Fatah has to shape up to the Israeli settler-colonial occupation on many issues, including the demeaning security coordination and strategic concessions. Hamas has to understand that raising the slogan of resistance against Israel cannot in any way justify its repression of the opposition in Gaza or the enforcing of its version of Islam on society. The need for democracy, social justice should go hand in hand with the need to continue the struggle for self-determination and national rights. Islamic movements in Egypt and Tunisia have raised the issue of democracy and have come out openly in favor of building a civil state, and not an Islamic state. The demands by demonstrators in Arab capitals for democratization and freedom from subservience to external powers remove pressures that were exercised on Fatah and Hamas by Arab states, and should spur both parties to move towards reconciliation.

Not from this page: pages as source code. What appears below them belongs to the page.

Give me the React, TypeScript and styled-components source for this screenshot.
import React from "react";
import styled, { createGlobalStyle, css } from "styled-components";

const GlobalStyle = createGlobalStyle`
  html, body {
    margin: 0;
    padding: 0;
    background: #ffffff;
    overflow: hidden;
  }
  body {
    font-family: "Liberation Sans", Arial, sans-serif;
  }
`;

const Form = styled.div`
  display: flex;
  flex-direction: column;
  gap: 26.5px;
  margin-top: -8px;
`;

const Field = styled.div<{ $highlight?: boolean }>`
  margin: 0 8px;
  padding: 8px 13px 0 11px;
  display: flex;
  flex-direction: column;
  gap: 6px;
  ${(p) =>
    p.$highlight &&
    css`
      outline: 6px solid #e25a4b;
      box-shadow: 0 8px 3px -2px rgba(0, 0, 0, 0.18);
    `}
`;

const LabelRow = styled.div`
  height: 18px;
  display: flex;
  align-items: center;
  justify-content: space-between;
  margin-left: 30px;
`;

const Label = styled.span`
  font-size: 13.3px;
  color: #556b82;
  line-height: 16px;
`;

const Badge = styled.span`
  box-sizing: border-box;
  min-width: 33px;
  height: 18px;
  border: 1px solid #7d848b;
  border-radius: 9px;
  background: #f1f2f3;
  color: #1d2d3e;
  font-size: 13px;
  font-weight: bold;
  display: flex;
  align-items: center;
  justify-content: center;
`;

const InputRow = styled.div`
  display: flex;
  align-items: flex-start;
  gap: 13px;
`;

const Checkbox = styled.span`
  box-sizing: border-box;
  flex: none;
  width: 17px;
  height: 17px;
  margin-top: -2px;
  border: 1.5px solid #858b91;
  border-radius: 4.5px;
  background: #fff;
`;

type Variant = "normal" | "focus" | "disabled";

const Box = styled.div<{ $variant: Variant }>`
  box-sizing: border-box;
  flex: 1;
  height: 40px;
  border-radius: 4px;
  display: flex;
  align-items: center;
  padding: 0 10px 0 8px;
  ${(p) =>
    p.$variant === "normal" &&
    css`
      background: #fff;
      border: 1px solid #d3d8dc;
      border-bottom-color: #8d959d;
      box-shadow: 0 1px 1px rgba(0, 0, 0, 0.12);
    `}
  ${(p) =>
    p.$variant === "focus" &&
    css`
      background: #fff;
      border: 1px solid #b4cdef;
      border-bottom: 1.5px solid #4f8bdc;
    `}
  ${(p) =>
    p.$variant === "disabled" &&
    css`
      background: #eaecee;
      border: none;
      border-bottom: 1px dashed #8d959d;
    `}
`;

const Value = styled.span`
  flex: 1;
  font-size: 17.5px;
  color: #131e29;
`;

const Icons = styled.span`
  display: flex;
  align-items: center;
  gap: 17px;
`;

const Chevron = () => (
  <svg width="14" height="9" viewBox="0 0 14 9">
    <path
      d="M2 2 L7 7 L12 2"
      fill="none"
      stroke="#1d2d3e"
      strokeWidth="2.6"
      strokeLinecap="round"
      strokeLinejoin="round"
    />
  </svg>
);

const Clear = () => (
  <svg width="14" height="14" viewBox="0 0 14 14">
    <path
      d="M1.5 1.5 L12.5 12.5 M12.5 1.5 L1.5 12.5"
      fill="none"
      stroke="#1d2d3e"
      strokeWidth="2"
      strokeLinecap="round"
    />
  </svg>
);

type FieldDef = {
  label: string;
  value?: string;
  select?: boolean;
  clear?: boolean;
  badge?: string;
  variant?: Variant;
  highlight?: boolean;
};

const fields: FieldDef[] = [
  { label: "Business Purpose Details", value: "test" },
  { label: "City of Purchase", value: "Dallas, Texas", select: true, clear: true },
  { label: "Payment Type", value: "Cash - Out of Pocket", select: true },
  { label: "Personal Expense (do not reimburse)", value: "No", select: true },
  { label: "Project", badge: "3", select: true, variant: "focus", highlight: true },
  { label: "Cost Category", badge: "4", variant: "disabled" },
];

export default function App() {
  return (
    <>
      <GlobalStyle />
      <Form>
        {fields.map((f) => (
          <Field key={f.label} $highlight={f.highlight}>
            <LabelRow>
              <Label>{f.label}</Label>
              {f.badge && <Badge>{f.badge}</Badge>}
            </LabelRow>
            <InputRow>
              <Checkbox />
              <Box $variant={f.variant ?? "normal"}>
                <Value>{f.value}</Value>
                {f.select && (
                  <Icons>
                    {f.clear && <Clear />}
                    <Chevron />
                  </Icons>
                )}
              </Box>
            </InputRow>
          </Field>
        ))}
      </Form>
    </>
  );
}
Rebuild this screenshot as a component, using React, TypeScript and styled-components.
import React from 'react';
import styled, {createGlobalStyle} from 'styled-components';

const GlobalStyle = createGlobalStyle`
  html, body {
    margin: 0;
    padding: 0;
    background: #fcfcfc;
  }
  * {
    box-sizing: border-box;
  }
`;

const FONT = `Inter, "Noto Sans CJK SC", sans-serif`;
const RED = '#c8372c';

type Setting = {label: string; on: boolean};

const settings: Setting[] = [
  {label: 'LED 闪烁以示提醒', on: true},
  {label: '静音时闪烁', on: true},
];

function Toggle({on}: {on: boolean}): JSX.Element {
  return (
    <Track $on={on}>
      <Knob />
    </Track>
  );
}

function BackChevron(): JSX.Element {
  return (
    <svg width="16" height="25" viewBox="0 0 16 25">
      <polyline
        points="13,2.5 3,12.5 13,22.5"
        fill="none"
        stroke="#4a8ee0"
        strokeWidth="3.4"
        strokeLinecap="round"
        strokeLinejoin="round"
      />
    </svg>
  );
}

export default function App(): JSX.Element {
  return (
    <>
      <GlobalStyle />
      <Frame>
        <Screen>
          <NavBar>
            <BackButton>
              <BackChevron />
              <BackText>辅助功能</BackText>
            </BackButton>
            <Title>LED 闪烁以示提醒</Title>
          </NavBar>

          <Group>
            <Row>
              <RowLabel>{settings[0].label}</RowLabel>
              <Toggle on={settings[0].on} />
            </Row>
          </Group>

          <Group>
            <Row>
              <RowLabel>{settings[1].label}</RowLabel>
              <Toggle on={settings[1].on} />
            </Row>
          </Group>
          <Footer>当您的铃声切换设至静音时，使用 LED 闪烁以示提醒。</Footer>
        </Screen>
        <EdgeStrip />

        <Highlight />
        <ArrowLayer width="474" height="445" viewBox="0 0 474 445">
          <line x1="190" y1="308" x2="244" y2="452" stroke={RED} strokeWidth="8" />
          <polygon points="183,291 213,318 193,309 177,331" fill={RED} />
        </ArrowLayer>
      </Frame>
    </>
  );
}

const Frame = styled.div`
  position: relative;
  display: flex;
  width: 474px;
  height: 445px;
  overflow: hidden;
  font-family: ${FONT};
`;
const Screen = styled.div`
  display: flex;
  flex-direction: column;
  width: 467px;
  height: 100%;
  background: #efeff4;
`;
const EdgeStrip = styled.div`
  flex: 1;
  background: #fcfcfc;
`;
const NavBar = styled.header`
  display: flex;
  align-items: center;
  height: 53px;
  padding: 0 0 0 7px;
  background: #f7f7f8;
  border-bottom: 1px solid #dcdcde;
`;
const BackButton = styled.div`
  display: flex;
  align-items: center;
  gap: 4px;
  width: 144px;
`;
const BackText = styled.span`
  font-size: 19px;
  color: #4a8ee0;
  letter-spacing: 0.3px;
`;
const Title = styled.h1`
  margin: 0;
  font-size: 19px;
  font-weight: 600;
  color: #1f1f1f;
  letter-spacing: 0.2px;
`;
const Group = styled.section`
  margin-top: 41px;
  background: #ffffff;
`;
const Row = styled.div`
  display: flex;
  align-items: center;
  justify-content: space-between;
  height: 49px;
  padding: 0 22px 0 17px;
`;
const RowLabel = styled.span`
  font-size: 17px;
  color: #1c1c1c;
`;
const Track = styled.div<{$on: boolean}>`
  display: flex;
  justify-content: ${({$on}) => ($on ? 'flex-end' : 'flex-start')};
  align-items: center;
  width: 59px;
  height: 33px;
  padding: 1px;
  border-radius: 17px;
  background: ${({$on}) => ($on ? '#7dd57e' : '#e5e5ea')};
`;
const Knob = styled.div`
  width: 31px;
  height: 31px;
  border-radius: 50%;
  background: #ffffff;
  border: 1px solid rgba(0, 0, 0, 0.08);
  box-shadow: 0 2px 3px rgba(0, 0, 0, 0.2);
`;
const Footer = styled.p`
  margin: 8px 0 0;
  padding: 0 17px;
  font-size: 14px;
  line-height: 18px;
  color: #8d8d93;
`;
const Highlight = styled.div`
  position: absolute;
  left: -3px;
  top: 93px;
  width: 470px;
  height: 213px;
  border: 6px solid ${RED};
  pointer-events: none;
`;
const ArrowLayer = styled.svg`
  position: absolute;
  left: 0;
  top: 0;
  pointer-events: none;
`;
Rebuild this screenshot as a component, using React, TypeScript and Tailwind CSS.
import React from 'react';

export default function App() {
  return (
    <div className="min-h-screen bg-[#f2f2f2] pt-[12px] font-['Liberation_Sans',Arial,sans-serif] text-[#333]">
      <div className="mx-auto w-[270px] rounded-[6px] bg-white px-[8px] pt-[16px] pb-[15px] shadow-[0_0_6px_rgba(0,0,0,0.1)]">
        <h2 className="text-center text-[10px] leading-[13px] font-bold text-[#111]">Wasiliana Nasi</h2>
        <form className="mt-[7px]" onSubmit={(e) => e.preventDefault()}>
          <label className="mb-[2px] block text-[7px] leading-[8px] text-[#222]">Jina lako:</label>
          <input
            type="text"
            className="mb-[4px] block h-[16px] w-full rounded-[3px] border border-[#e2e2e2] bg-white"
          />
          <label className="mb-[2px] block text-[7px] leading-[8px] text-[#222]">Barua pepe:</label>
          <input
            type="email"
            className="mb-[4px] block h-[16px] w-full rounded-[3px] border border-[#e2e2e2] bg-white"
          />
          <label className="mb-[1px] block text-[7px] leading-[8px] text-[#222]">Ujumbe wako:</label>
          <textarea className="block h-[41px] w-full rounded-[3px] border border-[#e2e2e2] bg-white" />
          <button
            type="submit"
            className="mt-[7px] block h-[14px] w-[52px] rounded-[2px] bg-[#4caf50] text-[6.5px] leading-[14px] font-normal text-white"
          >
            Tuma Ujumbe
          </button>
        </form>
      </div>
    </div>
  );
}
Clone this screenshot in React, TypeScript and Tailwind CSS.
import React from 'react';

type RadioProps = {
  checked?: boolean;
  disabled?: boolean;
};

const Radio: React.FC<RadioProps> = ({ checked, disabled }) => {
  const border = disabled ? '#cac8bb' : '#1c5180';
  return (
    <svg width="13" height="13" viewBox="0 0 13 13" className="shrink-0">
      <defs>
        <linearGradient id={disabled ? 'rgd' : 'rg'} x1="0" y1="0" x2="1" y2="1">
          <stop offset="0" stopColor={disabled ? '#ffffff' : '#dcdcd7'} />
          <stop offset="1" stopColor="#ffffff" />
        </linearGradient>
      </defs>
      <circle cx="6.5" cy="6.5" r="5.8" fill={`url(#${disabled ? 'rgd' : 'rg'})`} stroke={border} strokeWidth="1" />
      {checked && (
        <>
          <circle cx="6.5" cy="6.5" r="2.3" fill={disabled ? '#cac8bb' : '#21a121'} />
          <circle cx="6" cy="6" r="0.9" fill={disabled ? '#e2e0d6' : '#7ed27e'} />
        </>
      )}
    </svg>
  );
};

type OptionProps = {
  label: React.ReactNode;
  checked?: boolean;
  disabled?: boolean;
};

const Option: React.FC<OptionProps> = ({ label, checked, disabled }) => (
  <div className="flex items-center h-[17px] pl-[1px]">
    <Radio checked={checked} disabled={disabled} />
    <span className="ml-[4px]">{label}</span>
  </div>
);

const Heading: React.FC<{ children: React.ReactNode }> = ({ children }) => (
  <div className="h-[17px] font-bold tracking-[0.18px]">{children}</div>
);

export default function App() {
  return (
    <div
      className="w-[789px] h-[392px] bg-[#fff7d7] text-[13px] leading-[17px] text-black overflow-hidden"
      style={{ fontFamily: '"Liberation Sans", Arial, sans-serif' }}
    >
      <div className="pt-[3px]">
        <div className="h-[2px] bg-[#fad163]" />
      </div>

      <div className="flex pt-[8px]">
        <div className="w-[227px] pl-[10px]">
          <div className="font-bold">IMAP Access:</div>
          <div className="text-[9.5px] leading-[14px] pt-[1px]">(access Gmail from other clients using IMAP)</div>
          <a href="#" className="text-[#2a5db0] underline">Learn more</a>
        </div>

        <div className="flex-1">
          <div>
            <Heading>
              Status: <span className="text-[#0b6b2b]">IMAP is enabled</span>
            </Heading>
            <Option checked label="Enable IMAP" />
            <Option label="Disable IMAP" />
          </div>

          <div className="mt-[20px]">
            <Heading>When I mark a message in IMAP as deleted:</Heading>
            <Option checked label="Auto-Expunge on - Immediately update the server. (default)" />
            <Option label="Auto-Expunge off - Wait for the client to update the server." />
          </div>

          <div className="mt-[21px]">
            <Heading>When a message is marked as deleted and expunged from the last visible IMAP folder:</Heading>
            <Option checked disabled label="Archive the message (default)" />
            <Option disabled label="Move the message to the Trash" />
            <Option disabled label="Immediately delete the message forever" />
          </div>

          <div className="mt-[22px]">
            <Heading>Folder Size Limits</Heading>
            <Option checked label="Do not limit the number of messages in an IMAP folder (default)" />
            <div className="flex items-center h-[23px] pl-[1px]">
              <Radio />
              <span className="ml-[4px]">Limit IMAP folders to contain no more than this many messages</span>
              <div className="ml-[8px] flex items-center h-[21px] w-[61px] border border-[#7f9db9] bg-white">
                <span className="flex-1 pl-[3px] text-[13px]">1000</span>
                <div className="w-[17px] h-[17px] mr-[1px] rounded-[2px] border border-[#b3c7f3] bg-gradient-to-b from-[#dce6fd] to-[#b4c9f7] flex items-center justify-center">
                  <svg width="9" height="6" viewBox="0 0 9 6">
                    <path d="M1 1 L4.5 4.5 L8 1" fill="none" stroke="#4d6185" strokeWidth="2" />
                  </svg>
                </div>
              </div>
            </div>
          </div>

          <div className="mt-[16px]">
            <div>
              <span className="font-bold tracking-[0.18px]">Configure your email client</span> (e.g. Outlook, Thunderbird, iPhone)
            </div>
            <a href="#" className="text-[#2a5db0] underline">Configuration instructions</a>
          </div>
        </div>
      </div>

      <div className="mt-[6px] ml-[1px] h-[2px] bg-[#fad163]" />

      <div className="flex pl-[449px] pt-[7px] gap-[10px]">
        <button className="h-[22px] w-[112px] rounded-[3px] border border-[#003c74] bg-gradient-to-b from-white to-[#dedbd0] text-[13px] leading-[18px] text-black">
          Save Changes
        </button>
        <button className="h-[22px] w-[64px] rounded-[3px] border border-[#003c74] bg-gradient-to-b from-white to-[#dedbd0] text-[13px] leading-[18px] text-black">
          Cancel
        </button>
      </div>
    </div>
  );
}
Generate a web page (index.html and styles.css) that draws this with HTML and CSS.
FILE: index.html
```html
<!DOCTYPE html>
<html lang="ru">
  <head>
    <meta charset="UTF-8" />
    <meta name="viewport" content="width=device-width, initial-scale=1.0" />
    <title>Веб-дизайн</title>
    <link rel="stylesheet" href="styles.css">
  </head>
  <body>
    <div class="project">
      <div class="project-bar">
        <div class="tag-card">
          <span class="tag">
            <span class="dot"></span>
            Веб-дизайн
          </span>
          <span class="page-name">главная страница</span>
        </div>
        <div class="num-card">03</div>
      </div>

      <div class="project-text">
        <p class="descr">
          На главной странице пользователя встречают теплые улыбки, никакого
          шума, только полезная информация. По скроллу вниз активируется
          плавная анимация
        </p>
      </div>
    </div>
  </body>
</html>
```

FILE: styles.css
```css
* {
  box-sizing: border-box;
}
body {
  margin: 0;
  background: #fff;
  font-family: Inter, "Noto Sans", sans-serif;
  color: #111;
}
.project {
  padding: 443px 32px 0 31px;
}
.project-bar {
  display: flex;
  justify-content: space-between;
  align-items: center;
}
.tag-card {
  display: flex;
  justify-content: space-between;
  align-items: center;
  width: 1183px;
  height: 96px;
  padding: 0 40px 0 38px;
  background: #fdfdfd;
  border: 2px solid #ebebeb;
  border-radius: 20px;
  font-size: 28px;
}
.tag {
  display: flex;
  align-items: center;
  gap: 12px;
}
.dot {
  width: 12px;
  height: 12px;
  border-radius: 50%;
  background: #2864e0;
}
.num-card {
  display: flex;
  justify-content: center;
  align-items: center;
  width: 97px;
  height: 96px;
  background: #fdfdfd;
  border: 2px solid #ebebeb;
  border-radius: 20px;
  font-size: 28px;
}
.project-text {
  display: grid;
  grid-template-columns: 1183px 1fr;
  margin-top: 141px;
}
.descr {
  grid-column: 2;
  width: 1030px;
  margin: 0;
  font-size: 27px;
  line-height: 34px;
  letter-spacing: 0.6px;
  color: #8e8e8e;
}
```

Sixth , the geo-political polarization that has been institutionalized in the West Bank and Gaza Strip since the 2007 legislative elections under pressures from Israel, the Quartet, and Arab regional centers, have led to the two authorities adopting increasingly repressive measures against the opposition, and have undermined a concerted policy against Israel’s colonial and racist policies. This has led to widespread frustration, anger and dissatisfaction among Palestinians everywhere. If the sectarian policies continue, then the demand for launching a third intifada against Israel ( already suggested for mid-May 2011) could easily become to be directed against the two governments (in the West Bank and Gaza) as well as against Israel.